### Problem details
Only the pictures are to be left out; set down the rest of the records exactly.

### Material for the task

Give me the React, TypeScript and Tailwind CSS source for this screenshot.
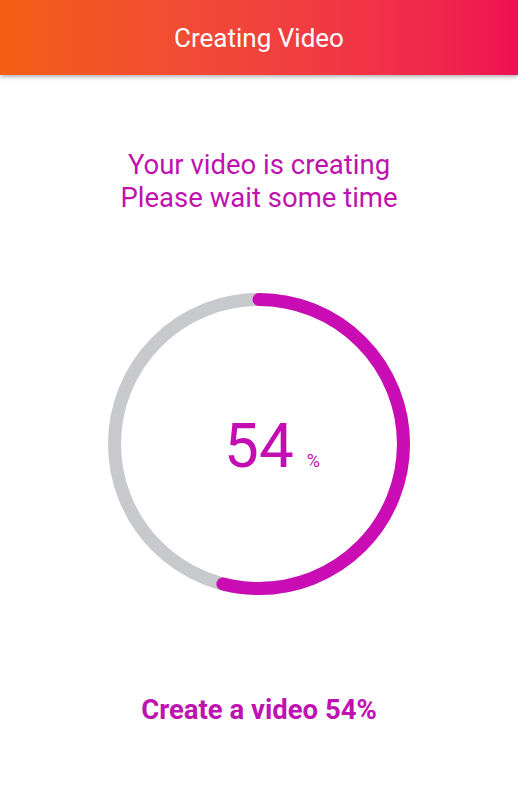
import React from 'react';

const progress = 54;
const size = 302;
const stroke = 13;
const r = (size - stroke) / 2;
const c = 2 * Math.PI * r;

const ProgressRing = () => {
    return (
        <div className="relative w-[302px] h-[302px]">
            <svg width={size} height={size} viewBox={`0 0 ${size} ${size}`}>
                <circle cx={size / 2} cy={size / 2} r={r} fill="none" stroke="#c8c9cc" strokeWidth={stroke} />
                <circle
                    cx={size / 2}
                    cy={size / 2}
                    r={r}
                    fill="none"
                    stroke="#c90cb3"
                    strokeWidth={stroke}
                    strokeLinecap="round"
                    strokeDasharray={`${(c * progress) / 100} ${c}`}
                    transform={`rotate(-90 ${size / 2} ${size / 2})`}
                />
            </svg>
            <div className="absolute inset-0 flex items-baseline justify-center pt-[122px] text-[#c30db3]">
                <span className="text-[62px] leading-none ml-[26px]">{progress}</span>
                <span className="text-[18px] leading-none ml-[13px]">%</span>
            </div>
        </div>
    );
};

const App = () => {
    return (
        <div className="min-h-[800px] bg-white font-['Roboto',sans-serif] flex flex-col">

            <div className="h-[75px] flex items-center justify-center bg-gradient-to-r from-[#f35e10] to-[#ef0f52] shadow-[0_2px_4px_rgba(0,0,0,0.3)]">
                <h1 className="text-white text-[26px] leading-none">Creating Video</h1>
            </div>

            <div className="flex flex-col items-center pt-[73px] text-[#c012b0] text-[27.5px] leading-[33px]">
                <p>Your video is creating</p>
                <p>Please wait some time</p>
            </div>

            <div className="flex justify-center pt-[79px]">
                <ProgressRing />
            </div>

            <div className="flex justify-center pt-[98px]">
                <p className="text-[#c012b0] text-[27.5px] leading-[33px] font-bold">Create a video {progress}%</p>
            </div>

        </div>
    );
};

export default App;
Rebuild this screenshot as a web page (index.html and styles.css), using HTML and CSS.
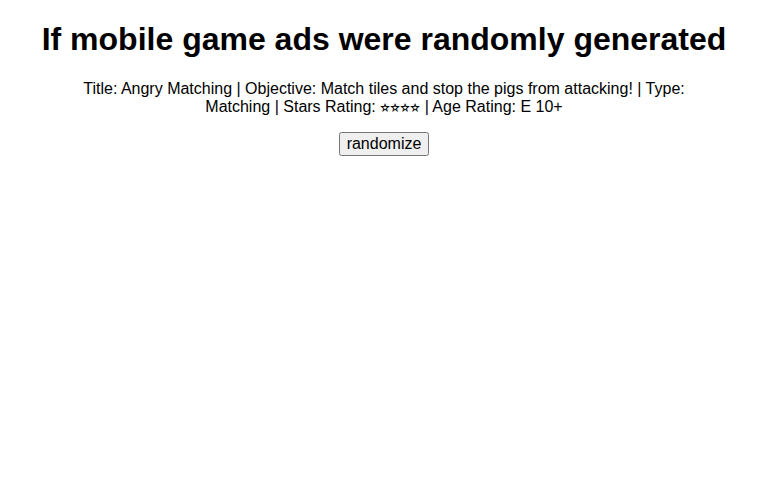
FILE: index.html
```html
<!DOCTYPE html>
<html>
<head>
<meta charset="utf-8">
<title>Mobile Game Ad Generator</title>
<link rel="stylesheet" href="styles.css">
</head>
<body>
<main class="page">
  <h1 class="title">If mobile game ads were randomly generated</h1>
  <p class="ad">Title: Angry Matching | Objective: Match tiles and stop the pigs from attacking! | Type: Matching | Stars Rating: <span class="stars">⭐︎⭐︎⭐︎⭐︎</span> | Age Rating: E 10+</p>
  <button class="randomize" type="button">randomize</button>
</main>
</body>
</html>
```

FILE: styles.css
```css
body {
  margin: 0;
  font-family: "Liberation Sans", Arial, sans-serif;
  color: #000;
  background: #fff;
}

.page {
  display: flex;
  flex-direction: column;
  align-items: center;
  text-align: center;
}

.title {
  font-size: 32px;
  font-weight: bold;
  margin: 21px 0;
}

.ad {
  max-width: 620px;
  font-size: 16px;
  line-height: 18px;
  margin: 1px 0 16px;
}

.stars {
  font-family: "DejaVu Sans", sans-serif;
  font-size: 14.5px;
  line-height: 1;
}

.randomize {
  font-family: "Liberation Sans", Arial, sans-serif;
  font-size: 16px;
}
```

### Result of this task
Give me the React, TypeScript and Tailwind CSS source for this screenshot.
import React from 'react';

const progress = 54;
const size = 302;
const stroke = 13;
const r = (size - stroke) / 2;
const c = 2 * Math.PI * r;

const ProgressRing = () => {
    return (
        <div className="relative w-[302px] h-[302px]">
            <svg width={size} height={size} viewBox={`0 0 ${size} ${size}`}>
                <circle cx={size / 2} cy={size / 2} r={r} fill="none" stroke="#c8c9cc" strokeWidth={stroke} />
                <circle
                    cx={size / 2}
                    cy={size / 2}
                    r={r}
                    fill="none"
                    stroke="#c90cb3"
                    strokeWidth={stroke}
                    strokeLinecap="round"
                    strokeDasharray={`${(c * progress) / 100} ${c}`}
                    transform={`rotate(-90 ${size / 2} ${size / 2})`}
                />
            </svg>
            <div className="absolute inset-0 flex items-baseline justify-center pt-[122px] text-[#c30db3]">
                <span className="text-[62px] leading-none ml-[26px]">{progress}</span>
                <span className="text-[18px] leading-none ml-[13px]">%</span>
            </div>
        </div>
    );
};

const App = () => {
    return (
        <div className="min-h-[800px] bg-white font-['Roboto',sans-serif] flex flex-col">

            <div className="h-[75px] flex items-center justify-center bg-gradient-to-r from-[#f35e10] to-[#ef0f52] shadow-[0_2px_4px_rgba(0,0,0,0.3)]">
                <h1 className="text-white text-[26px] leading-none">Creating Video</h1>
            </div>

            <div className="flex flex-col items-center pt-[73px] text-[#c012b0] text-[27.5px] leading-[33px]">
                <p>Your video is creating</p>
                <p>Please wait some time</p>
            </div>

            <div className="flex justify-center pt-[79px]">
                <ProgressRing />
            </div>

            <div className="flex justify-center pt-[98px]">
                <p className="text-[#c012b0] text-[27.5px] leading-[33px] font-bold">Create a video {progress}%</p>
            </div>

        </div>
    );
};

export default App;
Rebuild this screenshot as a web page (index.html and styles.css), using HTML and CSS.
FILE: index.html
```html
<!DOCTYPE html>
<html>
<head>
<meta charset="utf-8">
<title>Mobile Game Ad Generator</title>
<link rel="stylesheet" href="styles.css">
</head>
<body>
<main class="page">
  <h1 class="title">If mobile game ads were randomly generated</h1>
  <p class="ad">Title: Angry Matching | Objective: Match tiles and stop the pigs from attacking! | Type: Matching | Stars Rating: <span class="stars">⭐︎⭐︎⭐︎⭐︎</span> | Age Rating: E 10+</p>
  <button class="randomize" type="button">randomize</button>
</main>
</body>
</html>
```

FILE: styles.css
```css
body {
  margin: 0;
  font-family: "Liberation Sans", Arial, sans-serif;
  color: #000;
  background: #fff;
}

.page {
  display: flex;
  flex-direction: column;
  align-items: center;
  text-align: center;
}

.title {
  font-size: 32px;
  font-weight: bold;
  margin: 21px 0;
}

.ad {
  max-width: 620px;
  font-size: 16px;
  line-height: 18px;
  margin: 1px 0 16px;
}

.stars {
  font-family: "DejaVu Sans", sans-serif;
  font-size: 14.5px;
  line-height: 1;
}

.randomize {
  font-family: "Liberation Sans", Arial, sans-serif;
  font-size: 16px;
}
```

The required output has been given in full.